Web page code records:
• • • • •

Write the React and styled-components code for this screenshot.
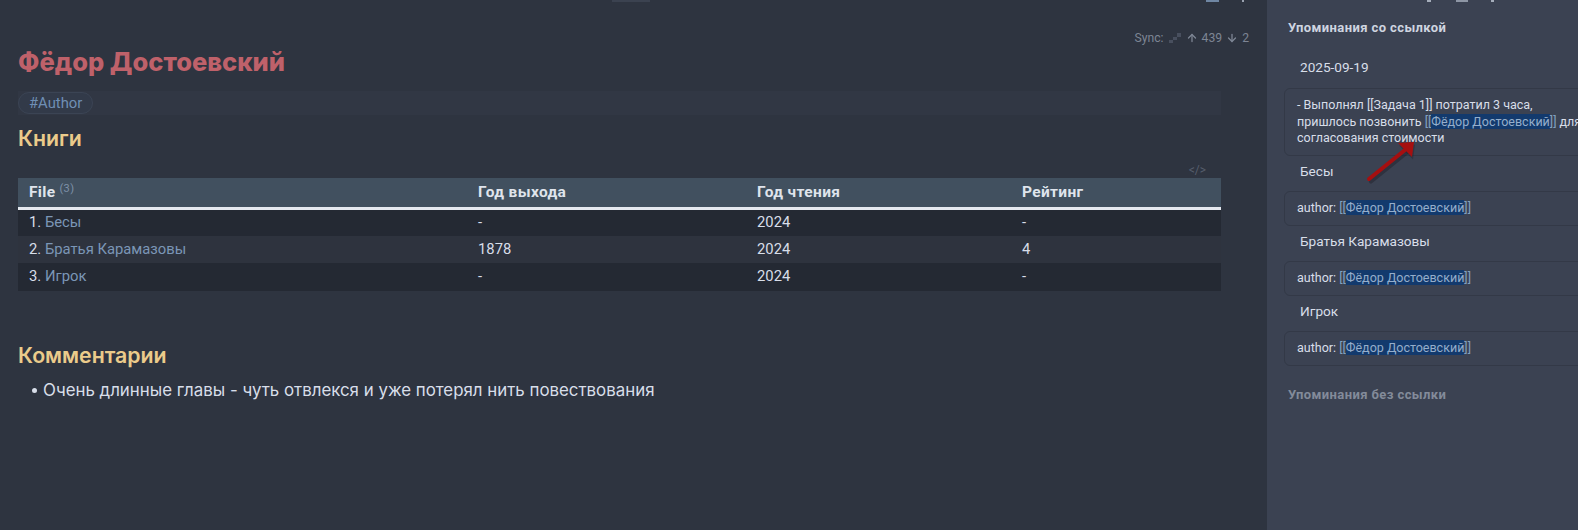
import React from "react";
import styled, { createGlobalStyle } from "styled-components";
import { ArrowUp, ArrowDown } from "lucide-react";

const GlobalStyle = createGlobalStyle`
  html, body {
    margin: 0;
    padding: 0;
    height: 100%;
    background: #2e3440;
    overflow: hidden;
  }
  #root {
    height: 100%;
  }
`;

const Page = styled.div`
  display: flex;
  width: 1578px;
  height: 530px;
  overflow: hidden;
  position: relative;
  font-family: Roboto, sans-serif;
`;

const Main = styled.main`
  width: 1267px;
  flex: none;
  display: flex;
  flex-direction: column;
  background: #2e3440;
`;

/* the window title bar is cut off by the crop, only its lower edge shows */
const TopStrip = styled.div`
  height: 3px;
  display: flex;
  align-items: flex-start;
  overflow: hidden;
`;

const TopMark = styled.span`
  display: block;
  flex: none;
  width: ${(p) => p.$w}px;
  height: 2px;
  margin-left: ${(p) => p.$gap}px;
  background: ${(p) => p.$color};
`;

const SyncRow = styled.div`
  display: flex;
  justify-content: flex-end;
  align-items: center;
  gap: 4px;
  height: 16px;
  margin-top: 27px;
  padding-right: 18px;
  font-size: 12.2px;
  color: #7d8594;
`;

const Content = styled.div`
  width: 1203px;
  margin-left: 18px;
  display: flex;
  flex-direction: column;
`;

const Title = styled.h1`
  margin: 0;
  font-family: Inter, sans-serif;
  font-size: 25.5px;
  line-height: 32px;
  font-weight: 800;
  color: #bf616a;
`;

const TagRow = styled.div`
  margin-top: 13px;
  height: 24px;
  display: flex;
  align-items: center;
  background: #313744;
`;

const Tag = styled.span`
  height: 22px;
  box-sizing: border-box;
  padding: 0 10px;
  display: flex;
  align-items: center;
  border: 1px solid #3b4454;
  border-radius: 11px;
  background: #323a49;
  font-size: 14.8px;
  color: #6f8fb5;
`;

const SectionTitle = styled.h2`
  margin: ${(p) => p.$top}px 0 0;
  font-family: Inter, sans-serif;
  font-size: 21.3px;
  line-height: 28px;
  font-weight: 600;
  color: #ebcb8b;
`;

const CodeMark = styled.div`
  margin-top: 10px;
  height: 16px;
  padding-right: 15px;
  text-align: right;
  font-size: 12px;
  line-height: 16px;
  color: #565e6d;
`;

const Table = styled.div`
  display: flex;
  flex-direction: column;
  font-size: 14.8px;
  color: #d8dee9;
`;

const Row = styled.div`
  display: grid;
  box-sizing: border-box;
  grid-template-columns: 449px 279px 265px 1fr;
  align-items: center;
  height: ${(p) => p.$h}px;
  padding: 0 0 2px 11px;
  background: ${(p) => p.$bg};
`;

const HeadRow = styled(Row)`
  border-bottom: 3px solid #e5e9f0;
  font-size: 15.5px;
  font-weight: 700;
  letter-spacing: 0.35px;
  color: #dfe4ec;
`;

const Count = styled.sup`
  font-size: 11px;
  font-weight: 400;
  color: #7e90a8;
  margin-left: 4px;
  line-height: 0;
  vertical-align: 5px;
`;

const FileLink = styled.span`
  color: #7b96b6;
`;

const Bullets = styled.ul`
  list-style: none;
  margin: 9px 0 0;
  padding: 0 0 0 14px;
`;

const Bullet = styled.li`
  display: flex;
  align-items: center;
  gap: 6px;
  font-family: Inter, sans-serif;
  font-size: 16.87px;
  line-height: 24px;
  color: #d8dee9;
  white-space: nowrap;
  &::before {
    content: "";
    width: 5px;
    height: 5px;
    border-radius: 50%;
    background: #d8dee9;
  }
`;

const Side = styled.aside`
  flex: 1;
  min-width: 0;
  background: #3b4252;
  padding: 0 0 0 21px;
  display: flex;
  flex-direction: column;
`;

const SideHead = styled.div`
  font-size: 13px;
  line-height: 16px;
  font-weight: 700;
  letter-spacing: 0.4px;
  white-space: nowrap;
  color: ${(p) => (p.$dim ? "#838b9a" : "#cfd5e0")};
  margin-top: ${(p) => p.$top}px;
`;

const FileName = styled.div`
  font-size: 13.6px;
  line-height: 18px;
  color: #d8dee9;
  padding-left: 12px;
  margin-top: ${(p) => p.$top}px;
`;

const Card = styled.div`
  box-sizing: border-box;
  width: 330px;
  margin-top: ${(p) => p.$top}px;
  margin-left: -4px;
  padding: 8px 12px;
  border: 1px solid #333947;
  border-radius: 6px;
  background: #3b4252;
  font-size: 12.5px;
  line-height: 16.5px;
  white-space: nowrap;
  color: #d8dee9;
`;

const LinkMark = styled.span`
  color: #95aecb;
  background: #133a6d;
`;

const Bracket = styled.span`
  color: #81a1c1;
`;

const ArrowWrap = styled.svg`
  position: absolute;
  left: 1364px;
  top: 136px;
  width: 56px;
  height: 48px;
`;

const SyncGlyph = styled.svg`
  width: 12px;
  height: 12px;
  margin: 0 1px;
`;

const Note = styled.span`
  white-space: nowrap;
`;

const WikiLink = () => (
  <Note>
    <Bracket>[[</Bracket>
    <LinkMark>Фёдор Достоевский</LinkMark>
    <Bracket>]]</Bracket>
  </Note>
);

const rows = [
  { id: 1, name: "Бесы", year: "-", read: "2024", rating: "-", bg: "#242933", h: 26 },
  { id: 2, name: "Братья Карамазовы", year: "1878", read: "2024", rating: "4", bg: "#2e333e", h: 27 },
  { id: 3, name: "Игрок", year: "-", read: "2024", rating: "-", bg: "#242933", h: 28 },
];

const mentions = ["Бесы", "Братья Карамазовы", "Игрок"];

export default function App() {
  return (
    <Page>
      <GlobalStyle />
      <Main>
        <TopStrip>
          <TopMark $w={38} $gap={612} $color="#3b4250" />
          <TopMark $w={13} $gap={556} $color="#6f86a3" />
          <TopMark $w={2} $gap={23} $color="#9aa2b0" />
        </TopStrip>
        <SyncRow>
          Sync:
          <SyncGlyph viewBox="0 0 12 12" fill="#484f5e">
            <path d="M0 8h4v3H0zM4 5h4v3H4zM8 1h4v4H8z" />
          </SyncGlyph>
          <ArrowUp size={12} strokeWidth={2.6} />
          439
          <ArrowDown size={12} strokeWidth={2.6} />2
        </SyncRow>
        <Content>
          <Title>Фёдор Достоевский</Title>
          <TagRow>
            <Tag>#Author</Tag>
          </TagRow>
          <SectionTitle $top={9}>Книги</SectionTitle>
          <CodeMark>&lt;/&gt;</CodeMark>
          <Table>
            <HeadRow $h={32} $bg="#41505f">
              <span>
                File<Count>(3)</Count>
              </span>
              <span>Год выхода</span>
              <span>Год чтения</span>
              <span>Рейтинг</span>
            </HeadRow>
            {rows.map((r) => (
              <Row key={r.id} $h={r.h} $bg={r.bg}>
                <span>
                  {r.id}. <FileLink>{r.name}</FileLink>
                </span>
                <span>{r.year}</span>
                <span>{r.read}</span>
                <span>{r.rating}</span>
              </Row>
            ))}
          </Table>
          <SectionTitle $top={50}>Комментарии</SectionTitle>
          <Bullets>
            <Bullet>Очень длинные главы - чуть отвлекся и уже потерял нить повествования</Bullet>
          </Bullets>
        </Content>
      </Main>
      <Side>
        <TopStrip>
          <TopMark $w={4} $gap={139} $color="#a5adba" />
          <TopMark $w={12} $gap={25} $color="#8e96a5" />
          <TopMark $w={3} $gap={23} $color="#a5adba" />
        </TopStrip>
        <SideHead $top={17}>Упоминания со ссылкой</SideHead>
        <FileName $top={22}>2025-09-19</FileName>
        <Card $top={12}>
          - Выполнял [[Задача 1]] потратил 3 часа,
          <br />
          пришлось позвонить <WikiLink /> для
          <br />
          согласования стоимости
        </Card>
        {mentions.map((name) => (
          <React.Fragment key={name}>
            <FileName $top={6}>{name}</FileName>
            <Card $top={11.5}>
              author: <WikiLink />
            </Card>
          </React.Fragment>
        ))}
        <SideHead $dim $top={21}>
          Упоминания без ссылки
        </SideHead>
      </Side>
      <ArrowWrap viewBox="0 0 56 48">
        <path d="M6 44 L42 15" stroke="#1f1f28" strokeOpacity="0.45" strokeWidth="4" strokeLinecap="round" transform="translate(1 1.5)" />
        <path d="M50 7 L34 8 L48 22 Z" fill="#1f1f28" fillOpacity="0.35" transform="translate(1 1.5)" />
        <path d="M5 43 L41 14" stroke="#a50f10" strokeWidth="4" strokeLinecap="round" />
        <path d="M50 6 L34 7 L48 21 Z" fill="#a50f10" />
      </ArrowWrap>
    </Page>
  );
}
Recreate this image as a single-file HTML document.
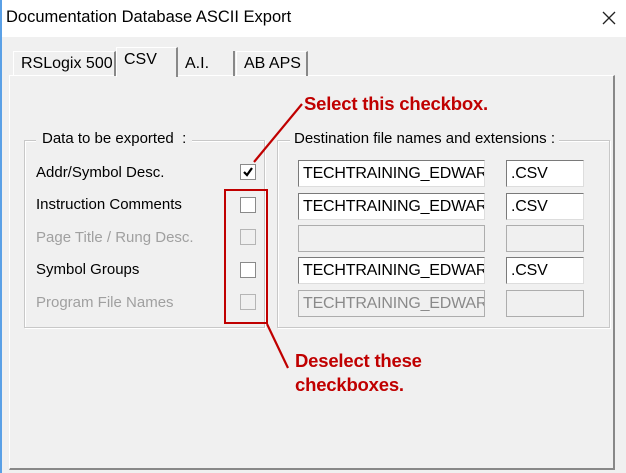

• • • • •

(EXERCISE OBJECTIVE) Go through the listing above and locate each line that holds the word "this". Copy those lines.

(EXERCISE OUTPUT)
Write the React and styled-components code for this screenshot.
Recreate this image as a single-file HTML document.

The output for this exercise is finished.